Man United fans all across the globe couldn’t believe their eyes when the epic return of Cristiano Ronaldo to Old Trafford was announced.
Everyone was left licking his lips – from neutral football lovers to punters enjoying the fascinating odds from bookmakers on Liontips.com — anticipating the Portuguese wizard to champion Man United’s resurrection back to their epic throne. Indeed, the throne they lost after the glorious days of Sir Alex Ferguson.
Ronaldo is the Miracle Man in an unbalanced team
Of course, you wouldn’t expect less of a proven football icon. You don’t amass the impregnable five Ballon d’Ors Ronaldo has, and don’t expect people to demand miracles of you.
Well, it appears the miracle of delivering Man United back to its imperial perch seems too “miraculous” to ask of Cristiano Ronaldo. Not that he has performed too badly. He has dished Man United nine goals – a huge fraction of them game-saving goals that won them critical points.

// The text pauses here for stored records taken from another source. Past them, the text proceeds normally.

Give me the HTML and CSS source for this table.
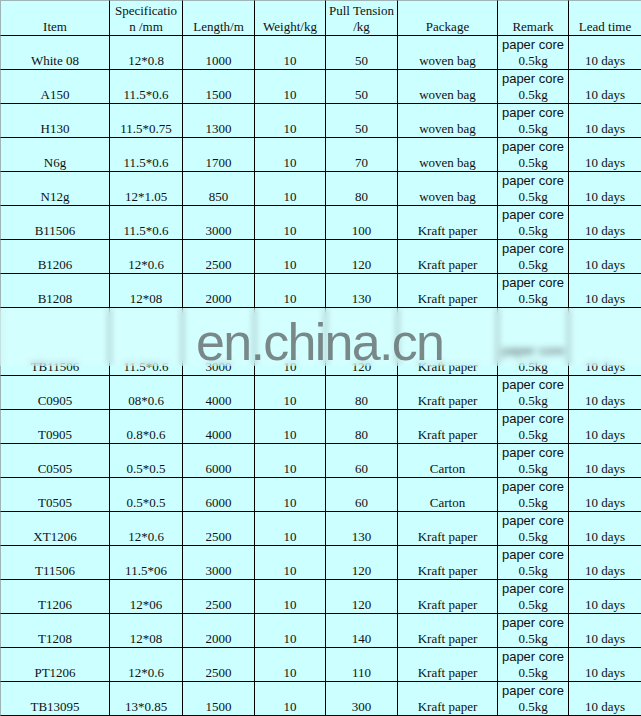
FILE: index.html
```html
<!DOCTYPE html>
<html>
<head>
<meta charset="utf-8">
<link rel="stylesheet" href="styles.css">
</head>
<body>
<div class="sheet">
  <div class="row head">
    <div class="c">Item</div>
    <div class="c">Specificatio<br>n /mm</div>
    <div class="c">Length/m</div>
    <div class="c">Weight/kg</div>
    <div class="c">Pull Tension<br>/kg</div>
    <div class="c">Package</div>
    <div class="c">Remark</div>
    <div class="c">Lead time</div>
  </div>
  <div class="row"><div class="c">White 08</div><div class="c">12*0.8</div><div class="c">1000</div><div class="c">10</div><div class="c">50</div><div class="c">woven bag</div><div class="c"><span class="sans">paper core</span><span>0.5kg</span></div><div class="c">10 days</div></div>
  <div class="row"><div class="c">A150</div><div class="c">11.5*0.6</div><div class="c">1500</div><div class="c">10</div><div class="c">50</div><div class="c">woven bag</div><div class="c"><span class="sans">paper core</span><span>0.5kg</span></div><div class="c">10 days</div></div>
  <div class="row"><div class="c">H130</div><div class="c">11.5*0.75</div><div class="c">1300</div><div class="c">10</div><div class="c">50</div><div class="c">woven bag</div><div class="c"><span class="sans">paper core</span><span>0.5kg</span></div><div class="c">10 days</div></div>
  <div class="row"><div class="c">N6g</div><div class="c">11.5*0.6</div><div class="c">1700</div><div class="c">10</div><div class="c">70</div><div class="c">woven bag</div><div class="c"><span class="sans">paper core</span><span>0.5kg</span></div><div class="c">10 days</div></div>
  <div class="row"><div class="c">N12g</div><div class="c">12*1.05</div><div class="c">850</div><div class="c">10</div><div class="c">80</div><div class="c">woven bag</div><div class="c"><span class="sans">paper core</span><span>0.5kg</span></div><div class="c">10 days</div></div>
  <div class="row"><div class="c">B11506</div><div class="c">11.5*0.6</div><div class="c">3000</div><div class="c">10</div><div class="c">100</div><div class="c">Kraft paper</div><div class="c"><span class="sans">paper core</span><span>0.5kg</span></div><div class="c">10 days</div></div>
  <div class="row"><div class="c">B1206</div><div class="c">12*0.6</div><div class="c">2500</div><div class="c">10</div><div class="c">120</div><div class="c">Kraft paper</div><div class="c"><span class="sans">paper core</span><span>0.5kg</span></div><div class="c">10 days</div></div>
  <div class="row"><div class="c">B1208</div><div class="c">12*08</div><div class="c">2000</div><div class="c">10</div><div class="c">130</div><div class="c">Kraft paper</div><div class="c"><span class="sans">paper core</span><span>0.5kg</span></div><div class="c">10 days</div></div>
  <div class="row tall"><div class="c">TB11506</div><div class="c">11.5*0.6</div><div class="c">3000</div><div class="c">10</div><div class="c">120</div><div class="c">Kraft paper</div><div class="c"><span class="sans">paper core</span><span>0.5kg</span></div><div class="c">10 days</div>
    <div class="blur"></div>
    <div class="mark">en.china.cn</div>
  </div>
  <div class="row"><div class="c">C0905</div><div class="c">08*0.6</div><div class="c">4000</div><div class="c">10</div><div class="c">80</div><div class="c">Kraft paper</div><div class="c"><span class="sans">paper core</span><span>0.5kg</span></div><div class="c">10 days</div></div>
  <div class="row"><div class="c">T0905</div><div class="c">0.8*0.6</div><div class="c">4000</div><div class="c">10</div><div class="c">80</div><div class="c">Kraft paper</div><div class="c"><span class="sans">paper core</span><span>0.5kg</span></div><div class="c">10 days</div></div>
  <div class="row"><div class="c">C0505</div><div class="c">0.5*0.5</div><div class="c">6000</div><div class="c">10</div><div class="c">60</div><div class="c">Carton</div><div class="c"><span class="sans">paper core</span><span>0.5kg</span></div><div class="c">10 days</div></div>
  <div class="row"><div class="c">T0505</div><div class="c">0.5*0.5</div><div class="c">6000</div><div class="c">10</div><div class="c">60</div><div class="c">Carton</div><div class="c"><span class="sans">paper core</span><span>0.5kg</span></div><div class="c">10 days</div></div>
  <div class="row"><div class="c">XT1206</div><div class="c">12*0.6</div><div class="c">2500</div><div class="c">10</div><div class="c">130</div><div class="c">Kraft paper</div><div class="c"><span class="sans">paper core</span><span>0.5kg</span></div><div class="c">10 days</div></div>
  <div class="row"><div class="c">T11506</div><div class="c">11.5*06</div><div class="c">3000</div><div class="c">10</div><div class="c">120</div><div class="c">Kraft paper</div><div class="c"><span class="sans">paper core</span><span>0.5kg</span></div><div class="c">10 days</div></div>
  <div class="row"><div class="c">T1206</div><div class="c">12*06</div><div class="c">2500</div><div class="c">10</div><div class="c">120</div><div class="c">Kraft paper</div><div class="c"><span class="sans">paper core</span><span>0.5kg</span></div><div class="c">10 days</div></div>
  <div class="row"><div class="c">T1208</div><div class="c">12*08</div><div class="c">2000</div><div class="c">10</div><div class="c">140</div><div class="c">Kraft paper</div><div class="c"><span class="sans">paper core</span><span>0.5kg</span></div><div class="c">10 days</div></div>
  <div class="row"><div class="c">PT1206</div><div class="c">12*0.6</div><div class="c">2500</div><div class="c">10</div><div class="c">110</div><div class="c">Kraft paper</div><div class="c"><span class="sans">paper core</span><span>0.5kg</span></div><div class="c">10 days</div></div>
  <div class="row"><div class="c">TB13095</div><div class="c">13*0.85</div><div class="c">1500</div><div class="c">10</div><div class="c">300</div><div class="c">Kraft paper</div><div class="c"><span class="sans">paper core</span><span>0.5kg</span></div><div class="c">10 days</div></div>
</div>
</body>
</html>
```
FILE: styles.css
```css
html, body {
  margin: 0;
  padding: 0;
  background: #ccffff;
}
.sheet {
  width: 641px;
  height: 716px;
  overflow: hidden;
  background: #ccffff;
  font-family: "Liberation Serif", "Times New Roman", serif;
  font-size: 13px;
  line-height: 16px;
  color: #111;
}
.row {
  display: grid;
  grid-template-columns: 110px 73px 72px 71px 72px 100px 71px 72px;
  height: 34px;
}
.row.head {
  height: 36px;
}
.row.tall {
  height: 68px;
  position: relative;
}
.c {
  box-sizing: border-box;
  border-right: 1px solid #000;
  border-bottom: 1px solid #000;
  display: flex;
  flex-direction: column;
  justify-content: flex-end;
  align-items: center;
  text-align: center;
  white-space: nowrap;
}
.c:first-child {
  border-left: 1px solid #9fb4b4;
}
.c:nth-child(8) {
  border-right: none;
}
.head .c {
  border-top: 1px solid #9fb4b4;
}
.sans {
  font-family: "Liberation Sans", Arial, sans-serif;
  font-size: 13px;
}
.blur {
  position: absolute;
  left: 0;
  top: 0;
  width: 641px;
  height: 58px;
  backdrop-filter: blur(3px);
  background: rgba(232, 255, 255, 0.3);
}
.mark {
  position: absolute;
  left: 196px;
  top: 8px;
  font-family: "Liberation Sans", Arial, sans-serif;
  font-size: 52px;
  line-height: 52px;
  letter-spacing: -1.7px;
  color: rgba(98, 108, 108, 0.8);
  white-space: nowrap;
}
```
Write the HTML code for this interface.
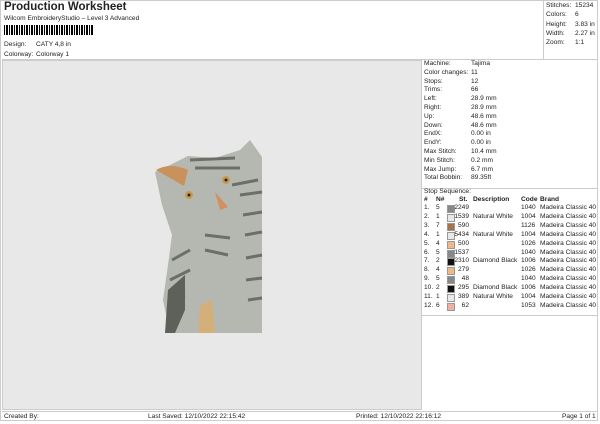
<!DOCTYPE html><html><head><style>
body{margin:0;width:600px;height:424px;background:#fff;font-family:"Liberation Sans",sans-serif;font-size:6.6px;color:#222;position:relative;overflow:hidden}
.a{position:absolute;white-space:nowrap}
.r{position:absolute;left:0;height:9px;width:180px}
.r span{position:absolute;top:0}
.sw{display:inline-block;width:6px;height:6px;border:1px solid #999;top:1px!important}
</style></head><body>
<div class="a" style="left:4px;top:1px;font-size:11.5px;font-weight:bold">Production Worksheet</div>
<div class="a" style="left:4px;top:15px">Wilcom EmbroideryStudio – Level 3 Advanced</div>
<div class="a" style="left:4px;top:25px;width:90px;height:10px;background:repeating-linear-gradient(90deg,#000 0 1px,#fff 1px 2px,#000 2px 4px,#fff 4px 5px)"></div>
<div class="a" style="left:4px;top:41px">Design:</div><div class="a" style="left:36px;top:41px">CATY 4,8 in</div>
<div class="a" style="left:4px;top:51px">Colorway:</div><div class="a" style="left:36px;top:51px">Colorway 1</div>
<div class="a" style="left:0;top:0;width:598px;height:421px;border:1px solid #ccc;box-sizing:border-box"></div>
<div class="a" style="left:2px;top:60px;width:420px;height:350px;background:#e8e8e8;border:1px solid #ccc;box-sizing:border-box"></div>
<div class="a" style="left:543px;top:0;height:60px;border-left:1px solid #ccc"></div>
<div class="a" style="left:2px;top:59px;width:596px;border-top:1px solid #ccc"></div>
<div class="a" style="left:422px;top:188px;width:176px;border-top:1px solid #ccc"></div>
<div class="a" style="left:422px;top:315px;width:176px;border-top:1px solid #ccc"></div>
<div class="a" style="left:2px;top:411px;width:596px;border-top:1px solid #ccc"></div>
<div class="a" style="left:546px;top:1px;line-height:9.3px">Stitches:<br>Colors:<br>Height:<br>Width:<br>Zoom:</div>
<div class="a" style="left:575px;top:1px;line-height:9.3px">15234<br>6<br>3.83 in<br>2.27 in<br>1:1</div>
<div class="a" style="left:424px;top:60px;line-height:8.8px">Machine:<br>Color changes:<br>Stops:<br>Trims:<br>Left:<br>Right:<br>Up:<br>Down:<br>EndX:<br>EndY:<br>Max Stitch:<br>Min Stitch:<br>Max Jump:<br>Total Bobbin:</div>
<div class="a" style="left:471px;top:60px;line-height:8.8px">Tajima<br>11<br>12<br>66<br>28.9 mm<br>28.9 mm<br>48.6 mm<br>48.6 mm<br>0.00 in<br>0.00 in<br>10.4 mm<br>0.2 mm<br>6.7 mm<br>89.35ft</div>
<div class="a" style="left:424px;top:188px">Stop Sequence:</div>
<div class="a" style="left:424px;top:196px;width:176px;height:10px">
<div class="r" style="top:0;font-weight:bold;text-decoration:underline"><span style="left:0">#</span><span style="left:12px">N#</span><span style="left:35px">St.</span><span style="left:49px">Description</span><span style="left:97px">Code</span><span style="left:116px">Brand</span></div>
</div>
<div class="a" style="left:424px;top:204px;width:176px;height:110px">
<div class="r" style="top:0"><span>1.</span><span style="left:12px">5</span><span class="sw" style="left:23px;background:#888"></span><span style="right:135px">2249</span><span style="left:97px">1040</span><span style="left:116px">Madeira Classic 40</span></div>
<div class="r" style="top:8.9px"><span>2.</span><span style="left:12px">1</span><span class="sw" style="left:23px;background:#e8e8ea"></span><span style="right:135px">1539</span><span style="left:49px">Natural White</span><span style="left:97px">1004</span><span style="left:116px">Madeira Classic 40</span></div>
<div class="r" style="top:17.8px"><span>3.</span><span style="left:12px">7</span><span class="sw" style="left:23px;background:#a8734a"></span><span style="right:135px">590</span><span style="left:97px">1126</span><span style="left:116px">Madeira Classic 40</span></div>
<div class="r" style="top:26.7px"><span>4.</span><span style="left:12px">1</span><span class="sw" style="left:23px;background:#e8e8ea"></span><span style="right:135px">5434</span><span style="left:49px">Natural White</span><span style="left:97px">1004</span><span style="left:116px">Madeira Classic 40</span></div>
<div class="r" style="top:35.6px"><span>5.</span><span style="left:12px">4</span><span class="sw" style="left:23px;background:#f0b888"></span><span style="right:135px">500</span><span style="left:97px">1026</span><span style="left:116px">Madeira Classic 40</span></div>
<div class="r" style="top:44.5px"><span>6.</span><span style="left:12px">5</span><span class="sw" style="left:23px;background:#888"></span><span style="right:135px">1537</span><span style="left:97px">1040</span><span style="left:116px">Madeira Classic 40</span></div>
<div class="r" style="top:53.4px"><span>7.</span><span style="left:12px">2</span><span class="sw" style="left:23px;background:#111"></span><span style="right:135px">2310</span><span style="left:49px">Diamond Black</span><span style="left:97px">1006</span><span style="left:116px">Madeira Classic 40</span></div>
<div class="r" style="top:62.3px"><span>8.</span><span style="left:12px">4</span><span class="sw" style="left:23px;background:#f0b888"></span><span style="right:135px">279</span><span style="left:97px">1026</span><span style="left:116px">Madeira Classic 40</span></div>
<div class="r" style="top:71.2px"><span>9.</span><span style="left:12px">5</span><span class="sw" style="left:23px;background:#888"></span><span style="right:135px">48</span><span style="left:97px">1040</span><span style="left:116px">Madeira Classic 40</span></div>
<div class="r" style="top:80.1px"><span>10.</span><span style="left:12px">2</span><span class="sw" style="left:23px;background:#111"></span><span style="right:135px">295</span><span style="left:49px">Diamond Black</span><span style="left:97px">1006</span><span style="left:116px">Madeira Classic 40</span></div>
<div class="r" style="top:89px"><span>11.</span><span style="left:12px">1</span><span class="sw" style="left:23px;background:#e8e8ea"></span><span style="right:135px">389</span><span style="left:49px">Natural White</span><span style="left:97px">1004</span><span style="left:116px">Madeira Classic 40</span></div>
<div class="r" style="top:97.9px"><span>12.</span><span style="left:12px">6</span><span class="sw" style="left:23px;background:#f0b0a0"></span><span style="right:135px">62</span><span style="left:97px">1053</span><span style="left:116px">Madeira Classic 40</span></div>
</div>
<svg class="a" style="left:0;top:0" width="600" height="424">
<path d="M170 333 L163 300 L168 265 L172 235 L162 205 L155 172 L170 165 L188 156 L215 158 L240 150 L250 140 L262 157 L262 333 Z" fill="#b4b8b0"/>
<g stroke="#5a5d57" stroke-width="3" fill="none" opacity="0.8">
<path d="M190 160 L235 158 M195 168 L240 168 M232 185 L258 180 M240 195 L262 192 M243 215 L262 212 M245 235 L262 232 M246 258 L262 255 M246 280 L262 278 M248 300 L262 298 M172 260 L190 250 M170 280 L190 270 M168 300 L185 295 M205 235 L230 238 M205 250 L228 255"/>
</g>
<path d="M168 290 L185 275 L185 310 L175 333 L165 333 Z" fill="#5e615a"/>
<path d="M156 170 Q170 162 188 170 L184 186 Z" fill="#c8925a"/>
<circle cx="189" cy="195" r="4" fill="#c89a50"/><circle cx="226" cy="180" r="4" fill="#c89a50"/>
<circle cx="189" cy="195" r="1.5" fill="#222"/><circle cx="226" cy="180" r="1.5" fill="#222"/>
<path d="M215 192 L228 207 L220 210 Z" fill="#d09060"/>
<path d="M200 305 L212 300 L215 333 L198 333 Z" fill="#d3b07a"/>
</svg>
<div class="a" style="left:4px;top:413px">Created By:</div>
<div class="a" style="left:148px;top:413px">Last Saved: 12/10/2022 22:15:42</div>
<div class="a" style="left:356px;top:413px">Printed: 12/10/2022 22:16:12</div>
<div class="a" style="left:562px;top:413px">Page 1 of 1</div>
</body></html>
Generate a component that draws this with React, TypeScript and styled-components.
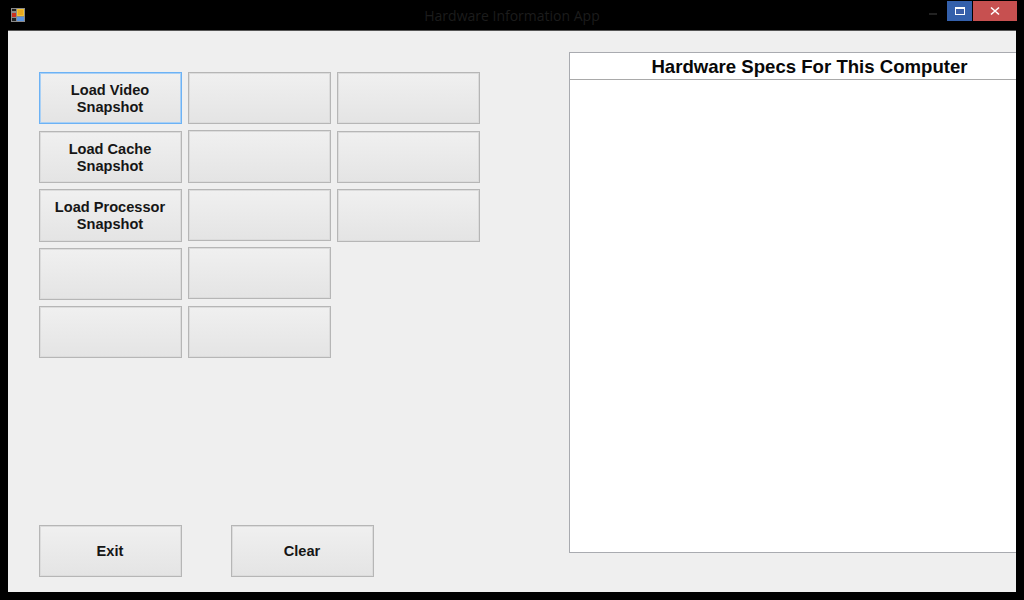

But a forensic examination of Man United under Ole Gunnar Solskjaer reveals a worrisomely unbalanced team.
Man United’s attack screams “Elon Musk”. Yes, that is how wealthy it is, boasting the luxurious likes of Bruno Fernandes, Jordan Sancho, Marcus Rashford, Edinson Cavani, Anthony Martial, and the 5-star Cristiano Ronaldo.
It would take more than Albert Einstein’s intelligence to create balance in such a team. How can you squeeze all those beautiful football brains into one team?
Illnesses in Man United’s midfield and defence are constantly exposed
The disproportionate gulf in quality between the attack and the midfield is demonstrated in matches where the front line is systematically isolated from the midfield, making Ronaldo and his cohorts (if not accomplices) passengers in most phases of the game.
As seen in Jurgen Klopp and Pep Guardiola’s team, wealth becomes poverty when it is not evenly distributed. In the teams mentioned above (Liverpool and Man City), you see a more egalitarian distribution of talents, with their defences and attacks almost as robust and formidable as their frontlines.
In the 5-0 demolition of Man United by Liverpool and consequent embarrassment of the Red Devils at the hands of Man City, we saw Man United being thoroughly outclassed in the midfield or being disrupted in the defence. This effectively shut off the supply to the likes of Ronaldo upfront.
Teams win games now – NOT INDIVIDUALS!
But wait, let us talk about Ronaldo for a moment. Many legends of the game have classified him as a luxury problem for Ole Solskjaer. But if we keep the sentiments aside, is Ronaldo not really a luxury problem?
Successful teams in the contemporary Premier League landscape are increasingly tilted towards communal excellence than individual brilliance. The likes of Liverpool and Man City effectively have no kingpin.
It is a comprehensive – but outstandingly intelligent – assemblage of several units accumulating into a formidable bunch. From defence to attack in Liverpool and Man City, you see just above-average individuals blending into one almost unstoppable team on collective strength.
You don’t have that in Man United. When the chips are down, almost everyone abandons their self-belief and goes crying to Cristiano Ronaldo to pull one more magic from his bottomless wizardry box.
Sometimes he has. But more often than not, he hasn’t.
Ronaldo is not young anymore
There is something even more problematic about the second coming of Ronaldo to Ronaldo. The 2021 Cristiano Ronaldo is no doubt a proven winner with an overwhelming portfolio of the grandest successes.
Goals, YES. He will pour the goals on you. But when he is not scoring, Ronaldo can be a massive handicap on any modern team – especially in the Premier League, a league famed for ferocity and physicality.
Ronaldo is a mammoth box of experience and confidence – but he is critically starved of youth. At 36, Ronaldo doesn’t have the physicality for tireless running upfront, pressing and hassling the opponent’s defence.
No, he can’t. And rightly said, he has paid the dues that should exonerate from such inglorious expeditions.
Therefore, what you have is an almost toothless Man United attack when the opposition has the ball.
How long can Man United and Ole put up with this beautiful problem?